■ EXERCISE REQUIREMENTS ■
Your output must be the lines below from the line containing "Generate a component" to the line containing "const EDGE = '2px solid #747474'", both lines included, reproduced exactly and without pictures.
** begin RAW RECORDS **
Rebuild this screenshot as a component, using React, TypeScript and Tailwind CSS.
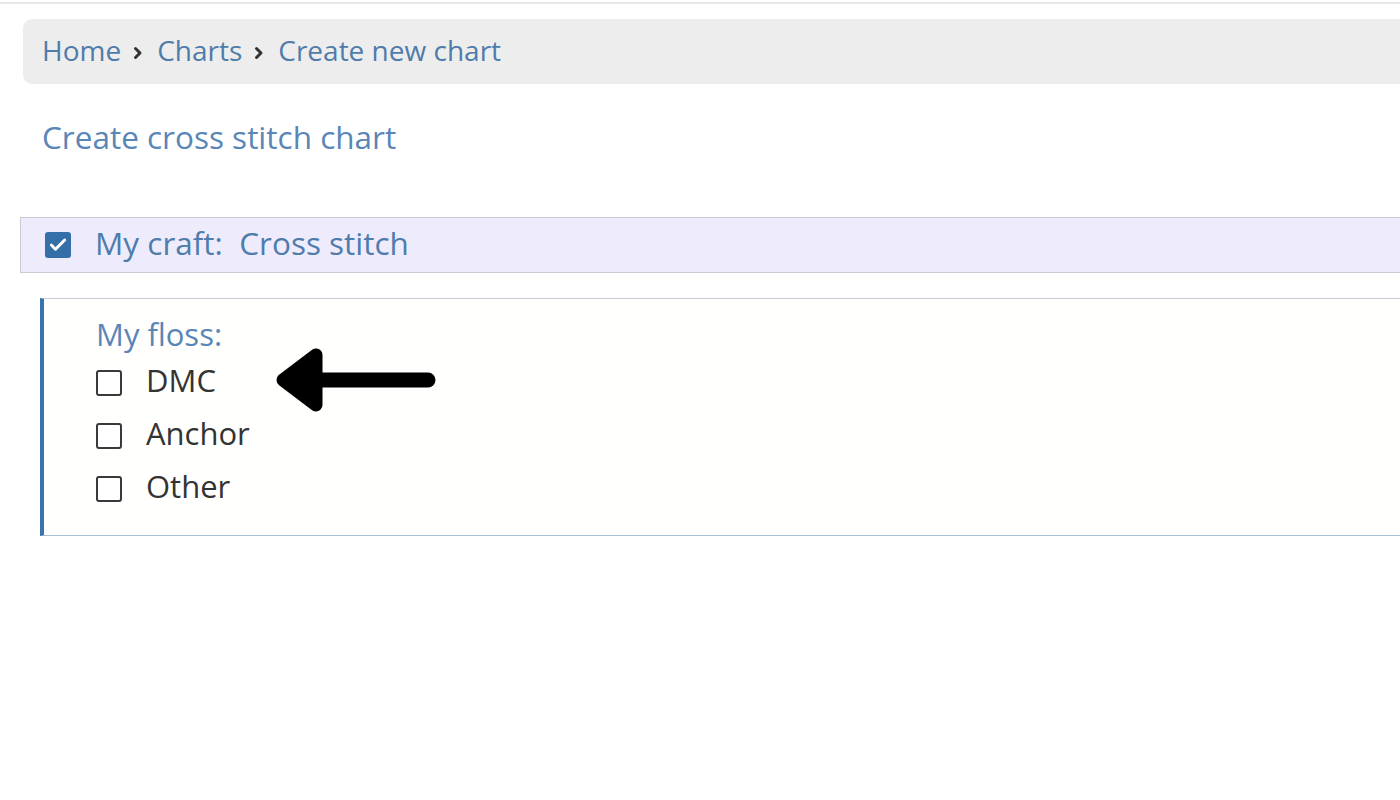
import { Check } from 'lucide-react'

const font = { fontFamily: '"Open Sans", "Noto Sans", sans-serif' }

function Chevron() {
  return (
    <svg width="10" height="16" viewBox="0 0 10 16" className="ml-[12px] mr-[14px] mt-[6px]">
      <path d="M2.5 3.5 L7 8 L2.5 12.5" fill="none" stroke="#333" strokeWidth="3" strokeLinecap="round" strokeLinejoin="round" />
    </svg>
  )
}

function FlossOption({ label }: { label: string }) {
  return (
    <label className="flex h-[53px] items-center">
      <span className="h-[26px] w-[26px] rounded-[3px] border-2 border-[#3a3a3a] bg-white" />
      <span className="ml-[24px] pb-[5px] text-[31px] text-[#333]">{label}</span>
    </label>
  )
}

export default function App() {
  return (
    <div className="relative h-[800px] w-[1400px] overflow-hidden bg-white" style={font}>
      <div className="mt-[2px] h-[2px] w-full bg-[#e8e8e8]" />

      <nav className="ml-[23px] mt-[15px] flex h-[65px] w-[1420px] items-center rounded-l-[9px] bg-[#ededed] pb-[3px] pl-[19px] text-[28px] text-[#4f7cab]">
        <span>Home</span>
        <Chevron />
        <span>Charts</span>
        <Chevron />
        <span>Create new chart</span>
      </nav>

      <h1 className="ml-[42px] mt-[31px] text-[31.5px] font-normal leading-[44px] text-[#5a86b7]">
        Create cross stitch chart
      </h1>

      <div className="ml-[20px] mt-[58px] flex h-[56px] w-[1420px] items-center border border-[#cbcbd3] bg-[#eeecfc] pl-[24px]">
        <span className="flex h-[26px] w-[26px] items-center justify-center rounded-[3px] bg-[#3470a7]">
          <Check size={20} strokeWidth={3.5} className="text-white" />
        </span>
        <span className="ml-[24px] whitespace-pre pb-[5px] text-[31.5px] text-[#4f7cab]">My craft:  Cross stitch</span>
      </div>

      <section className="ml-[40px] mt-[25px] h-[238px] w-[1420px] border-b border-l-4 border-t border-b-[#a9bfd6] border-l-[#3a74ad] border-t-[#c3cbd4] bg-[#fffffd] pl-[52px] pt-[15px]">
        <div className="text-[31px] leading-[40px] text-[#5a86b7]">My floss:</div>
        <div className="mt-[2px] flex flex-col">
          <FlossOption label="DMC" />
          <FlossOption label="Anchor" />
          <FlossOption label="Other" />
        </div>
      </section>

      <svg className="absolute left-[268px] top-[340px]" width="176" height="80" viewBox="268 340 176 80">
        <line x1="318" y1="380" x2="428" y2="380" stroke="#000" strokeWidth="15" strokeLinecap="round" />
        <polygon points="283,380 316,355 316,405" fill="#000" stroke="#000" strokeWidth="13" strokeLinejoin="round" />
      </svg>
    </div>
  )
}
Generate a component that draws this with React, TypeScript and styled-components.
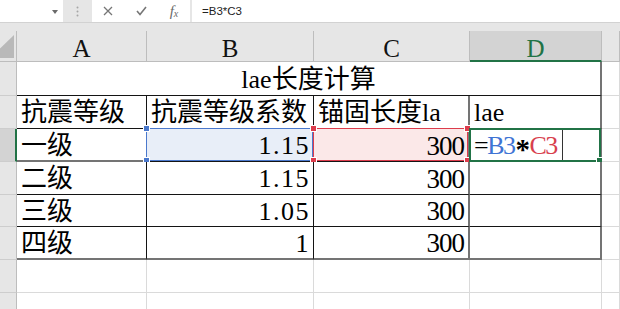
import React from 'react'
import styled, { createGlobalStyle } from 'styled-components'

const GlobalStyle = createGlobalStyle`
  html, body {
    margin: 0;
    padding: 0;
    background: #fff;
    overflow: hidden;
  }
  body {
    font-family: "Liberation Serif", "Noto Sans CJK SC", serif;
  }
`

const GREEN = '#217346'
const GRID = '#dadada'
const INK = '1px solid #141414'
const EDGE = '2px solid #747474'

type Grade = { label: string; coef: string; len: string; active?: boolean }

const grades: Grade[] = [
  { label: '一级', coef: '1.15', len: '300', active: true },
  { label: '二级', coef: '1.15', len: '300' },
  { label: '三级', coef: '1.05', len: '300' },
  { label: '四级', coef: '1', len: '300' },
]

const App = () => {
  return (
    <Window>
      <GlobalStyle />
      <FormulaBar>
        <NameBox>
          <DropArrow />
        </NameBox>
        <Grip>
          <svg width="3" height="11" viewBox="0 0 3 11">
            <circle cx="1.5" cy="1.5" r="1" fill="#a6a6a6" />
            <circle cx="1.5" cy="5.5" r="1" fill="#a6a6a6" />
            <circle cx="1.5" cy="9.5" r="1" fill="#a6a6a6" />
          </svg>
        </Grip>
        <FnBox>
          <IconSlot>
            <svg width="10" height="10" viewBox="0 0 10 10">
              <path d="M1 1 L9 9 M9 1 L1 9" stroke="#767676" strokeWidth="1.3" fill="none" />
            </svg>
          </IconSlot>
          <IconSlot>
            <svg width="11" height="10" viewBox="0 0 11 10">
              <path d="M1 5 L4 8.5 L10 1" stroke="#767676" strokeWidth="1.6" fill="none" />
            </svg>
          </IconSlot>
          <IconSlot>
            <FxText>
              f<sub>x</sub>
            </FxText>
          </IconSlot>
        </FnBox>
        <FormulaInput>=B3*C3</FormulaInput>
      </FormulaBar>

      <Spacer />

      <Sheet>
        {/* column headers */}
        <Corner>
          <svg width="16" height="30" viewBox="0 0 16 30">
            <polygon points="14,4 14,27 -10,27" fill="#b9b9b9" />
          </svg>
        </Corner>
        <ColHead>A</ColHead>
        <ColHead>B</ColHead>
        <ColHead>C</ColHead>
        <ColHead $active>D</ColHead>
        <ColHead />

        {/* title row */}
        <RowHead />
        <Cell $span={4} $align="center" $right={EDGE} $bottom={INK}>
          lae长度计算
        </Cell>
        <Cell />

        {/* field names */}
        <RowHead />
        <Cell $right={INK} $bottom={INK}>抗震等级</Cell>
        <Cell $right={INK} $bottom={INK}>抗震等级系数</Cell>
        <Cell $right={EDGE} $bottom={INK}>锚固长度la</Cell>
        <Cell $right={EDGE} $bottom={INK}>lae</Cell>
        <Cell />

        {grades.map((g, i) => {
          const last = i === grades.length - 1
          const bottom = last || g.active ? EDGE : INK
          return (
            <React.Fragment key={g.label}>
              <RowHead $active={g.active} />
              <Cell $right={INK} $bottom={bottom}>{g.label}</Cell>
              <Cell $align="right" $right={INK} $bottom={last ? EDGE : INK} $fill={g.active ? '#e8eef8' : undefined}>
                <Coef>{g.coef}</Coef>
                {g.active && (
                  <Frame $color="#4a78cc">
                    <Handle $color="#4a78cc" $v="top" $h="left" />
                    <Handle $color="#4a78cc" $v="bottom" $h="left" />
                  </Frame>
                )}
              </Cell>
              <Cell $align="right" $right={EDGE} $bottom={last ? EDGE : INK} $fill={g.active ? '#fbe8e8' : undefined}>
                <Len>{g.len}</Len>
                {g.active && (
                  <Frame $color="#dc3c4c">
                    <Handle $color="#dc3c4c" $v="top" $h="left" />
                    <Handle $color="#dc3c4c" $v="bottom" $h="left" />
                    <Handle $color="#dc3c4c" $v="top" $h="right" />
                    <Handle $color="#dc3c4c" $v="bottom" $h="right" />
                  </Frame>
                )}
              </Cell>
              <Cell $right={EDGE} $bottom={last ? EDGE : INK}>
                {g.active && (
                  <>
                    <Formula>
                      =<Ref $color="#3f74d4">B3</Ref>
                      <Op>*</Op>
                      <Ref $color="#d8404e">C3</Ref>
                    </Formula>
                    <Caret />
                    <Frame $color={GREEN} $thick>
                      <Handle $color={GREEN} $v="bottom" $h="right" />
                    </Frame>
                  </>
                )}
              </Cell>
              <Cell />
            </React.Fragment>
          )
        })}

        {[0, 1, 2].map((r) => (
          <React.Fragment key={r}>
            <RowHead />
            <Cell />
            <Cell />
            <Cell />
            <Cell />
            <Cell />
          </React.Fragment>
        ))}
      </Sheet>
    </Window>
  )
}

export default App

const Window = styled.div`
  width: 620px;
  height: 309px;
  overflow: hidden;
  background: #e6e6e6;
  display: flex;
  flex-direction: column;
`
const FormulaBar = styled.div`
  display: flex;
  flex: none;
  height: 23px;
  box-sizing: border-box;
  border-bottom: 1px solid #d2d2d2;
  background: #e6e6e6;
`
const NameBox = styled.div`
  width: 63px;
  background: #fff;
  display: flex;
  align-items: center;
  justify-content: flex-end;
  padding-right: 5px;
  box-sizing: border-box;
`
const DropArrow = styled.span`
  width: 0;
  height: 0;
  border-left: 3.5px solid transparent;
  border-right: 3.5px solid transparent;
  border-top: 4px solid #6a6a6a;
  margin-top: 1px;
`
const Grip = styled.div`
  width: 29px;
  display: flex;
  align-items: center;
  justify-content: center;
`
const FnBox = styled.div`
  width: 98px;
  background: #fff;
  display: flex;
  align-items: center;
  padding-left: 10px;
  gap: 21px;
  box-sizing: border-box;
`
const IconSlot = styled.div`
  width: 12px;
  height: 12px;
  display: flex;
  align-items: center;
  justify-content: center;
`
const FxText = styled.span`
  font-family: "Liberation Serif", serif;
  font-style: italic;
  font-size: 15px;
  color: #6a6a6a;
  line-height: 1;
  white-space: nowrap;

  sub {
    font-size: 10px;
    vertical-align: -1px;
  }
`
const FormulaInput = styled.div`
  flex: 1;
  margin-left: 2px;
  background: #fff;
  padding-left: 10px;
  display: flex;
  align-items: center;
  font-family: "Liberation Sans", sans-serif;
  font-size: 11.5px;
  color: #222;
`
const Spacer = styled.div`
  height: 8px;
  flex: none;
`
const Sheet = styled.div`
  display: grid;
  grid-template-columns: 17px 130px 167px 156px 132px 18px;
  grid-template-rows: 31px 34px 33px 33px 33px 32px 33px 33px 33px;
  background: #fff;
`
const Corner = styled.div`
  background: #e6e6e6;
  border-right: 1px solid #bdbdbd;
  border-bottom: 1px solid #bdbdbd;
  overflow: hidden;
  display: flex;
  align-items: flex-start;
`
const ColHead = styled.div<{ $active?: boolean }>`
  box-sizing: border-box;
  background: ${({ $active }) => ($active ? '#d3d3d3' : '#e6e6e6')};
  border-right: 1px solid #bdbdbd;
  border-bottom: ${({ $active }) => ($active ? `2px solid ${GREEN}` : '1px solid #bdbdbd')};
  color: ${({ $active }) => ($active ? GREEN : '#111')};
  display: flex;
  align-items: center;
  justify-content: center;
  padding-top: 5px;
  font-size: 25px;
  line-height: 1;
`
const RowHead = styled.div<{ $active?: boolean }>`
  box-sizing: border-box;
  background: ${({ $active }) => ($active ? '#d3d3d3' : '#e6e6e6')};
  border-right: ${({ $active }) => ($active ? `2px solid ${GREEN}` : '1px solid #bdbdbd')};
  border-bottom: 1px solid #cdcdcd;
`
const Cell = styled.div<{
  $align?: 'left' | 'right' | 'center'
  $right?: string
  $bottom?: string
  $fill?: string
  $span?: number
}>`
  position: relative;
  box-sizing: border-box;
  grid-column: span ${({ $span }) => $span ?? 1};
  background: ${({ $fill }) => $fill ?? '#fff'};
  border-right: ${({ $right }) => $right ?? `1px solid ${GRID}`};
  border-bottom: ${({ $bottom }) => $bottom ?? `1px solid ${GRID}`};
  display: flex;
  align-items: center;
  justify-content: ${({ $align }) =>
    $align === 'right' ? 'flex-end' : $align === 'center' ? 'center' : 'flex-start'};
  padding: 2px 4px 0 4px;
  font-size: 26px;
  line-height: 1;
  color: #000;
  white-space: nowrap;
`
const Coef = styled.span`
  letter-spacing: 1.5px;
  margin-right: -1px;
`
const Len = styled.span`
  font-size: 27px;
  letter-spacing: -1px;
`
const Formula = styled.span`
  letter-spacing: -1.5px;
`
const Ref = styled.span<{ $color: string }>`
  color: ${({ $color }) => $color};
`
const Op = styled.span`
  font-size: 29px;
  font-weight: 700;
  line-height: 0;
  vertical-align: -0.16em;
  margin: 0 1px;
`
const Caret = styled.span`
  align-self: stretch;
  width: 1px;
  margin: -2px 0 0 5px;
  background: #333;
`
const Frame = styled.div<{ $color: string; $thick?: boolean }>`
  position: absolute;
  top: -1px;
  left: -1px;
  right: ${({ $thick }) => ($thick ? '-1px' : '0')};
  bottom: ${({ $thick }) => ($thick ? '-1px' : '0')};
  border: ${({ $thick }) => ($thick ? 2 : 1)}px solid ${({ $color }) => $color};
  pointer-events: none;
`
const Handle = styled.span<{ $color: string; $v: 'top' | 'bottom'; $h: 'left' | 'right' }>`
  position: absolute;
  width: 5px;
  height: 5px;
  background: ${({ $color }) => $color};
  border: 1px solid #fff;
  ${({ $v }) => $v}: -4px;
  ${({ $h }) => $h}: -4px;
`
** end RAW RECORDS **
■ PROBLEM SOLUTION ■
Generate a component that draws this with React, TypeScript and styled-components.
import React from 'react'
import styled, { createGlobalStyle } from 'styled-components'

const GlobalStyle = createGlobalStyle`
  html, body {
    margin: 0;
    padding: 0;
    background: #fff;
    overflow: hidden;
  }
  body {
    font-family: "Liberation Serif", "Noto Sans CJK SC", serif;
  }
`

const GREEN = '#217346'
const GRID = '#dadada'
const INK = '1px solid #141414'
const EDGE = '2px solid #747474'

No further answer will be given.